Dataset content.
** Start **

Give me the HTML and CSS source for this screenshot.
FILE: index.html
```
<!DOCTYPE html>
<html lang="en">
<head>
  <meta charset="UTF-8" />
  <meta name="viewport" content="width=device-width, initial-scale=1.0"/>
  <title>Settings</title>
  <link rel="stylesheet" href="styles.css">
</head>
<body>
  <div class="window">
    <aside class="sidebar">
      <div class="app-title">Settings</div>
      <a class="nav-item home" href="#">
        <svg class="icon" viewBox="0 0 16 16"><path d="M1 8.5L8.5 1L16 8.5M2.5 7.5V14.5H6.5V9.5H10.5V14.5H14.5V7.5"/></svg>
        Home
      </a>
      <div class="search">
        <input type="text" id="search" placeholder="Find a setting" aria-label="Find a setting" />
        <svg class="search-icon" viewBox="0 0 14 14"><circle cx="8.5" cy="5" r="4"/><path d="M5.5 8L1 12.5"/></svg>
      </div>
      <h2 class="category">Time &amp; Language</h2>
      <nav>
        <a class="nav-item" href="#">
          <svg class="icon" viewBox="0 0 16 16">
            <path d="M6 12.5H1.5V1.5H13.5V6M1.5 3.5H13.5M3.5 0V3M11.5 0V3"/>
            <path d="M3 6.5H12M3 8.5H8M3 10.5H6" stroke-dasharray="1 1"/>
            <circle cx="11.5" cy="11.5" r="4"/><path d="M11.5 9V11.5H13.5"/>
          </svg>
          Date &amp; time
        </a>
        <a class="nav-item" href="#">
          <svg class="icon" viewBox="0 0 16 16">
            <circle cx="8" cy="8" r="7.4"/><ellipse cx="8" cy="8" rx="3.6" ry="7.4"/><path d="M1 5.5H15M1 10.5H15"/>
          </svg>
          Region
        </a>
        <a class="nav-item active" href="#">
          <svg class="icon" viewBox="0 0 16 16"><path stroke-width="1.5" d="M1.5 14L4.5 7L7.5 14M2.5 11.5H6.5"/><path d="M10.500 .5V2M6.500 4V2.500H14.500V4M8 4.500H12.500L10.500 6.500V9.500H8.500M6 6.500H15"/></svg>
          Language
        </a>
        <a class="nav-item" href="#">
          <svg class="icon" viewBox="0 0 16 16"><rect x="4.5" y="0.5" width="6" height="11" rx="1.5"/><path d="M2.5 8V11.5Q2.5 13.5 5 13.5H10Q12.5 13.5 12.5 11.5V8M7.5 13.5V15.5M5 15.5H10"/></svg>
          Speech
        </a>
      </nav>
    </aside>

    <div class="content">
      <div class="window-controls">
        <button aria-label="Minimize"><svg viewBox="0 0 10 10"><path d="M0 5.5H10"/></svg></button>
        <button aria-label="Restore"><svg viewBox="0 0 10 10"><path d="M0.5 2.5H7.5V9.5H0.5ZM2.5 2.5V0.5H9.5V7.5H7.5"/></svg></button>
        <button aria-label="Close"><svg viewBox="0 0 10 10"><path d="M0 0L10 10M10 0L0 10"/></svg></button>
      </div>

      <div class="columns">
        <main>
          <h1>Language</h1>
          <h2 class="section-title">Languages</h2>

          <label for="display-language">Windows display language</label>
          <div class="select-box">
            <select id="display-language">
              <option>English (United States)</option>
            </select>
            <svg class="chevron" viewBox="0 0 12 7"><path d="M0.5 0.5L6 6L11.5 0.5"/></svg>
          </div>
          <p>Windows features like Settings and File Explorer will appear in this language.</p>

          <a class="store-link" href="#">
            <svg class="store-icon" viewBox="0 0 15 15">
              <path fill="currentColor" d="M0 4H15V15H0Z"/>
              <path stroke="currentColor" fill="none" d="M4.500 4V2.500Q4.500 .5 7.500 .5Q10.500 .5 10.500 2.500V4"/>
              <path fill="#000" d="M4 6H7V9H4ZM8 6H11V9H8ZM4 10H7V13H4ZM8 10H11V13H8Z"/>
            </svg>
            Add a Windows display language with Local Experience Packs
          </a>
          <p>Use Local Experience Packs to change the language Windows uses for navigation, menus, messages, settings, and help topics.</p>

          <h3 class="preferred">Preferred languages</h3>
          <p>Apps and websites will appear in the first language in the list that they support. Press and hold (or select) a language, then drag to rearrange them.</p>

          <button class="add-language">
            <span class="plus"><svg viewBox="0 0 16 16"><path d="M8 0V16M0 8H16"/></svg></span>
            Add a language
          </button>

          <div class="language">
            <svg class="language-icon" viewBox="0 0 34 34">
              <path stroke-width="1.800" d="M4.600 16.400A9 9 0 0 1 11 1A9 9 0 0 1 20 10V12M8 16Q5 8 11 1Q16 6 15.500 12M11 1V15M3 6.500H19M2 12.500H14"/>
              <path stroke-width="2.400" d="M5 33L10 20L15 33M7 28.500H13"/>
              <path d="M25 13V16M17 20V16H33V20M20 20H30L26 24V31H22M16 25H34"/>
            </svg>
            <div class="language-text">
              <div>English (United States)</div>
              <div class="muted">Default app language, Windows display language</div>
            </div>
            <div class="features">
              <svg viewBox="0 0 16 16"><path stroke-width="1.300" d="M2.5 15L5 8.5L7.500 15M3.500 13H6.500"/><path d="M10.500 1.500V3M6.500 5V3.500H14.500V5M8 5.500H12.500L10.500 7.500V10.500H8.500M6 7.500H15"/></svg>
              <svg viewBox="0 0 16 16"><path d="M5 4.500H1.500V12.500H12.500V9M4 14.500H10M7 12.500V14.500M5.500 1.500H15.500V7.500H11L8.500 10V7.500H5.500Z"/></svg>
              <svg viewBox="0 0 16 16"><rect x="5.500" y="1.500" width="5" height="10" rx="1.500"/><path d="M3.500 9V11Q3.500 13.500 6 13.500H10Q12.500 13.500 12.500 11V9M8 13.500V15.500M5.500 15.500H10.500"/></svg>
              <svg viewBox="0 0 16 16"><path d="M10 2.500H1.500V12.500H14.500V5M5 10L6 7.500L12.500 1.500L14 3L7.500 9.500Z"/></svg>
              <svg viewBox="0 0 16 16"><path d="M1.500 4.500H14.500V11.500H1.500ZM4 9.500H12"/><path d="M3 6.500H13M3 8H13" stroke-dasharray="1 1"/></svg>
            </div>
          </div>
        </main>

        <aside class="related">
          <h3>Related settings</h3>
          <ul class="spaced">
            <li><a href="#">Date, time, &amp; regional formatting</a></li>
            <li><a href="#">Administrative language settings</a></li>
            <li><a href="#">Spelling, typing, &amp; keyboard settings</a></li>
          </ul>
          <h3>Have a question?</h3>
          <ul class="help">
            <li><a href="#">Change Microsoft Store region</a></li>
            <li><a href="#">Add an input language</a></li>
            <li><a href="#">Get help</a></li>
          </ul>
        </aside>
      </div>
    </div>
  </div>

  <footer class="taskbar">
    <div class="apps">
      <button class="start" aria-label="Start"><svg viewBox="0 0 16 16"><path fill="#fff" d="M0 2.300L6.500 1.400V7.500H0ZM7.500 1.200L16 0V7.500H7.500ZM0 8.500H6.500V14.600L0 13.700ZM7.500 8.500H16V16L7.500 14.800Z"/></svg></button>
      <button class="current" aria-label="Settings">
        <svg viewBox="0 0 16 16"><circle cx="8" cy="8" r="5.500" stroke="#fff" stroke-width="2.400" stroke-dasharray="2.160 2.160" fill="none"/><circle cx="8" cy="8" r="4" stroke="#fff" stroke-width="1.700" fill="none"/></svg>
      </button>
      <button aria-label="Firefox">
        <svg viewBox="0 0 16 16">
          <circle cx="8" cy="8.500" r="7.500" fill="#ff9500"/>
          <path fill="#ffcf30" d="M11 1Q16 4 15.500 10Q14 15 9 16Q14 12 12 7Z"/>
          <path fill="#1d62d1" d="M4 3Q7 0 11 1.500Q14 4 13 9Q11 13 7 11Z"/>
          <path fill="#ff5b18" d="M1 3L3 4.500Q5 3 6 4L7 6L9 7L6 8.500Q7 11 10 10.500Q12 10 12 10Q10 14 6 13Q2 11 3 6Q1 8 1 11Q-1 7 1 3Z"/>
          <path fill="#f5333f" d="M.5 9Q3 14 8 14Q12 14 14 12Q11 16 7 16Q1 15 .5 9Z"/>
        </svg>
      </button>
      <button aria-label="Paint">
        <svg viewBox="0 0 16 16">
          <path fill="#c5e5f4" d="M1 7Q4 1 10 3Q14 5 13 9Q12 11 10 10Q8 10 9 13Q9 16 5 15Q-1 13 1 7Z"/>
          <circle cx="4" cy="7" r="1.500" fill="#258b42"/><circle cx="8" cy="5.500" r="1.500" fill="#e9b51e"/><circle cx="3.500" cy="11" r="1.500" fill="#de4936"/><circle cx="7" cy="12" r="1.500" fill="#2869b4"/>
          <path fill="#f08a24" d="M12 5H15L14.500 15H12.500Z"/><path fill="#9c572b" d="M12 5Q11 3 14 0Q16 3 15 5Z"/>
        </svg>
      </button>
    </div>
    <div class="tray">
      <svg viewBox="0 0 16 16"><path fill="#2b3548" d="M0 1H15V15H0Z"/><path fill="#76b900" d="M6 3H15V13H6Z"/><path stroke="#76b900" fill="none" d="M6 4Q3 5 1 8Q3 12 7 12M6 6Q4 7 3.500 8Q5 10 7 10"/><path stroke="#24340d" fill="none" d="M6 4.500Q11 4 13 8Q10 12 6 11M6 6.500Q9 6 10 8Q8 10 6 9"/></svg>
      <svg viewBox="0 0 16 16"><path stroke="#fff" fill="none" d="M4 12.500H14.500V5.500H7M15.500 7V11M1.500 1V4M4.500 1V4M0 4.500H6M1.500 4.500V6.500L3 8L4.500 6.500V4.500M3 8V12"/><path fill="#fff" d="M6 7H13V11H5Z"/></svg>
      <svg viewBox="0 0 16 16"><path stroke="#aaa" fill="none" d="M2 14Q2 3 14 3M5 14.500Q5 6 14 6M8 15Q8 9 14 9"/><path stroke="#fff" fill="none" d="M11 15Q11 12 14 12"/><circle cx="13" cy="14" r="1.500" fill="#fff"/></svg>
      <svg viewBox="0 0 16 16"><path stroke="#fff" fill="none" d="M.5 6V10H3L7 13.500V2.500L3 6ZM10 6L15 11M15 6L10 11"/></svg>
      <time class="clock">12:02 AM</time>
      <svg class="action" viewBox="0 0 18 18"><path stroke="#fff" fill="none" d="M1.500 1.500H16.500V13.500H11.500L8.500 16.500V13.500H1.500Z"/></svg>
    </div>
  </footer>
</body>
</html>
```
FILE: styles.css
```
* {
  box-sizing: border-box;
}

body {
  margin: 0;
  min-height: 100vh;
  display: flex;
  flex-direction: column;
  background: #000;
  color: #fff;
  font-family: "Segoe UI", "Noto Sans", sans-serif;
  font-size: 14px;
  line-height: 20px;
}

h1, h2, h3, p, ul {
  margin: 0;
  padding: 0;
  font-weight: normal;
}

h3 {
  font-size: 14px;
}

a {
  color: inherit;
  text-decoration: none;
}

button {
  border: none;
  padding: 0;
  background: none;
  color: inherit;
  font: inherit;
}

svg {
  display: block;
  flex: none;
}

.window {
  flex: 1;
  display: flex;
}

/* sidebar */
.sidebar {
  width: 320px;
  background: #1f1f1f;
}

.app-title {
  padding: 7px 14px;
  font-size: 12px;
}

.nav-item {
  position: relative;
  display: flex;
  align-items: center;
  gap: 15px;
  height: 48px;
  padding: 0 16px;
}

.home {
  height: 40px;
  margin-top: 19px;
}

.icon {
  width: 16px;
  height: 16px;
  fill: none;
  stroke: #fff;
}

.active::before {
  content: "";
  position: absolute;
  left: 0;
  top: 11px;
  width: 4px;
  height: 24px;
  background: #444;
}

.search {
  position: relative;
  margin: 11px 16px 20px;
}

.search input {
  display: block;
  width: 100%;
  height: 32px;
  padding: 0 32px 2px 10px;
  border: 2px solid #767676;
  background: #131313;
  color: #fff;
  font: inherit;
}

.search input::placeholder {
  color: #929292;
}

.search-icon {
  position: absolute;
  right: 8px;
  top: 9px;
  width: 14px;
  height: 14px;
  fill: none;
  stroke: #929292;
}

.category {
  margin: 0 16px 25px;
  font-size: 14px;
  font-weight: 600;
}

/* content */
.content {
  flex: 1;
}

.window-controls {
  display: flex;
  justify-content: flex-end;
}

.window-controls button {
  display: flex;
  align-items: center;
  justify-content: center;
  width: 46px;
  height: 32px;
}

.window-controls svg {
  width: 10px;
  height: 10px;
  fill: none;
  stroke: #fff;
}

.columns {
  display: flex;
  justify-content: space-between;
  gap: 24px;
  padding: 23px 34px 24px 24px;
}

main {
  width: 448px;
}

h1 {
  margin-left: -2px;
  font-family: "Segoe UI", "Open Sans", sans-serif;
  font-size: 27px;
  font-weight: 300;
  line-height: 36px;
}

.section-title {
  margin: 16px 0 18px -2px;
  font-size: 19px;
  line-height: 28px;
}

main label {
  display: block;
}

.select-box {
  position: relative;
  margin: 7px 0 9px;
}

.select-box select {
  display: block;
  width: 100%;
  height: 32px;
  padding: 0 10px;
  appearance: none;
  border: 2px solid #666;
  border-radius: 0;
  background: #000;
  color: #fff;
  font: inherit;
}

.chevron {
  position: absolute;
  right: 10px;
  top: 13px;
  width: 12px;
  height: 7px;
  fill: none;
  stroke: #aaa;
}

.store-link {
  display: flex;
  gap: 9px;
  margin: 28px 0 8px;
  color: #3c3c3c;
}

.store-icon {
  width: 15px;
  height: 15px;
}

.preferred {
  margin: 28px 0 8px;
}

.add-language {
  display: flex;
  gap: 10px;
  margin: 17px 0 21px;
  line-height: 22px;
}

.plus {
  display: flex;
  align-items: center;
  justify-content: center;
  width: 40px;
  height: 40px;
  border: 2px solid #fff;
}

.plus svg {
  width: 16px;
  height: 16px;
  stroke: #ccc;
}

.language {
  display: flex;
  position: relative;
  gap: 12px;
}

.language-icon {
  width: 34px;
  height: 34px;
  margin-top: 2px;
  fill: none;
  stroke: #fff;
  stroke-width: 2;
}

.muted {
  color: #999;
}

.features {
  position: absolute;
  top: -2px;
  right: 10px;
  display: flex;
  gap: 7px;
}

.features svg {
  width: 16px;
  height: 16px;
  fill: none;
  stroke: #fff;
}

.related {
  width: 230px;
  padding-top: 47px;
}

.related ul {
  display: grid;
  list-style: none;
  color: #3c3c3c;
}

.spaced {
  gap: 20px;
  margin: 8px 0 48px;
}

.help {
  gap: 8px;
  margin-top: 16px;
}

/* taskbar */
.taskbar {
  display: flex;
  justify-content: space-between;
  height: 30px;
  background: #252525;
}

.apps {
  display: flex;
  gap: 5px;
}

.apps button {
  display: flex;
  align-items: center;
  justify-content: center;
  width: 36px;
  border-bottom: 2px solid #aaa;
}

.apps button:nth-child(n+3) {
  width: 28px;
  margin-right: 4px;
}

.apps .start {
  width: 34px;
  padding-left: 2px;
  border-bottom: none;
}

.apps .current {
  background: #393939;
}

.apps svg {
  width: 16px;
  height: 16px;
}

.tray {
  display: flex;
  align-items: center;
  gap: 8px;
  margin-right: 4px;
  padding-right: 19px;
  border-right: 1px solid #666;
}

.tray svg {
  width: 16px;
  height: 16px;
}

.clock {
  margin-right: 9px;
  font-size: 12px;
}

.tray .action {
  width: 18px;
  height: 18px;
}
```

** End **

Given problem. Tell how many lines of the material above hold "this", answering with a bare number.

Solution below. 2